(V. Meta) – Fra i gradoni e Kant. Ha ventidue anni e i modi del bravo ragazzo cresciuto nella provincia lombarda una delle sorprese della stagione del Pescara.Simone Romagnoli è uno che deve tutto a Zdenek Zeman, il maestro che dopo averlo allenato lo scorso anno al Foggia lo ha voluto con sé anche a Pescara, dove il difensore ha chiuso la sua prima stagione in Serie B con 28 presenze, una promozione in A e la prima convocazione in Under 21, che per lui – vivaio della Cremonese prima di uno scudetto Allievi con il Milan – è anche la prima assoluta in azzurro. In attesa della laurea in filosofia (è iscritto al terzo anno alla Statale di Milano), supera alla grande l’esame Borghesiana e racconta di un altro filosofo dello schematismo, che non viene da Köningsberg ma da Praga, e che gli ha cambiato la vita.
Che annata è stata?
Bellissima, è stato un anno fantastico. Io alla fine ho giocato gran parte delle partite, siamo arrivati primi ed è stata una cosa fantastica.
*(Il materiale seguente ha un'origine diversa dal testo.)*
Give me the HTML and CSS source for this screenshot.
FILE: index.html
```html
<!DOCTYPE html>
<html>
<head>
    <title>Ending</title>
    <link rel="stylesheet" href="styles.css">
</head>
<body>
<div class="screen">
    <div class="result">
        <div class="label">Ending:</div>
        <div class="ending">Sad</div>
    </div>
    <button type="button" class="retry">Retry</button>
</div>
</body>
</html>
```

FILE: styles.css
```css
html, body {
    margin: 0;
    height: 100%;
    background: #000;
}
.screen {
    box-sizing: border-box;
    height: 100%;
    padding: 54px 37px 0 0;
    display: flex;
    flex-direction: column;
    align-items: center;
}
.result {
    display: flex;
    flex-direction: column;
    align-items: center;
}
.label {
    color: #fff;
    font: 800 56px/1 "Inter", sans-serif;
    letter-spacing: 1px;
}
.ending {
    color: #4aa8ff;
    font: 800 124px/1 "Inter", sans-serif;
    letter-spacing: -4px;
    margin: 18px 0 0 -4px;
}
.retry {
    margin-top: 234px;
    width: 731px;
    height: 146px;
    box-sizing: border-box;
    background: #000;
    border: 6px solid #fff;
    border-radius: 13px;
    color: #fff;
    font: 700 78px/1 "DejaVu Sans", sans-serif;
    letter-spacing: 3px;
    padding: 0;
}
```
Avevi mai visto tanto entusiasmo intorno a una squadra?
L’anno scorso a Foggia, con Zeman che era tornato dopo i primi anni Novanta, all’inizio c’era un entusiasmo incredibile. Ma stavolta è arrivata la Serie A.
Tu che hai seguito Zeman da Foggia a Pescara, cosa puoi dire di lui?
Adesso è facile parlare bene di lui: ha fatto bene a Foggia e vinto il campionato a Pescara, ma non è che prima non fosse bravo, anche se erano due anni che non allenava. Da parte mia ho visto che ha fiducia in me, sto benissimo con lui e poi come fa giocare le squadre lo vedete tutti.
A inizio stagione l’impressione era che l’obiettivo del Pescara fosse la salvezza. Era così?
Forse la dirigenza non si aspettava di più, lui magari sì. Noi speravamo di non retrocedere, ma adesso sarebbe facile dire “io l’avevo detto”. Io dal ritiro vedevo come si mettevano a disposizione anche i più esperti come Sansone, Sansovini, Gessa. Noi ci siamo resi conto piano piano delle nostre possibilità. Incontrando altre squadre ci rendevamo conto che potevamo vincere, anche quando magari non vincevamo, perché giocavamo meglio di tutti.
Ci racconti gli allenamenti di Zeman.
Gli allenamenti sono faticosi, sì. Oggi (ieri, ndr) avrà fatto i test, li fa sempre all’inizio e alla fine della stagione. L’allenamento tipo, diciamo la ripresa dopo una partita, prevede 45 minuti di corsa con variaziani, poi i gradoni, niente pallone. Poi dipende molto da quello che vede lui, non sempre si fanno le stesse cose, è lui che decide quando aumentare e diminuire i carichi. Ci si allena tanto, si fanno due doppie sedute a settimana e non è tanto la durata quanto l’intensità. Però sono anche allenamenti stimolanti.
Qualche volta è capitato che facesse uscire un attaccante per un centrocampista: te lo saresti aspettato?
Mah, a volte lo fa. Raramente ma lo fa, l’avrà fatto un paio di volte quest’anno.
È cambiato in questi due anni in cui hai lavorato con lui?
No, figuriamoci. Se non è cambiato in trent’anni…
Come cura la fase difensiva?
La cura per come vede lui il calcio: la linea deve salire tanto, il più possibile. Poi è normale che in campo a volte si creano situazioni che ti impediscono di farlo, ma comunque giochi sempre più alto che in altre squadre. Non stai mai basso, anche se a volte la partita ti costringe a fare determinati movimenti.
Dopo Foggia e Pescara, c’è la possibilità che l’anno prossimo lavorerai ancora con lui?
Non lo so, io sono in comproprietà fra Milan e Pescara. A oggi resto al Pescara in A.
C’è il rischio smobilitazione dopo l’addio di Zeman?
Non lo so, finché non prende una decisione è difficile dirlo. Prima che venissi qui in nazionale, lui comunque non ci ha detto niente. Ha solo festeggiato con noi.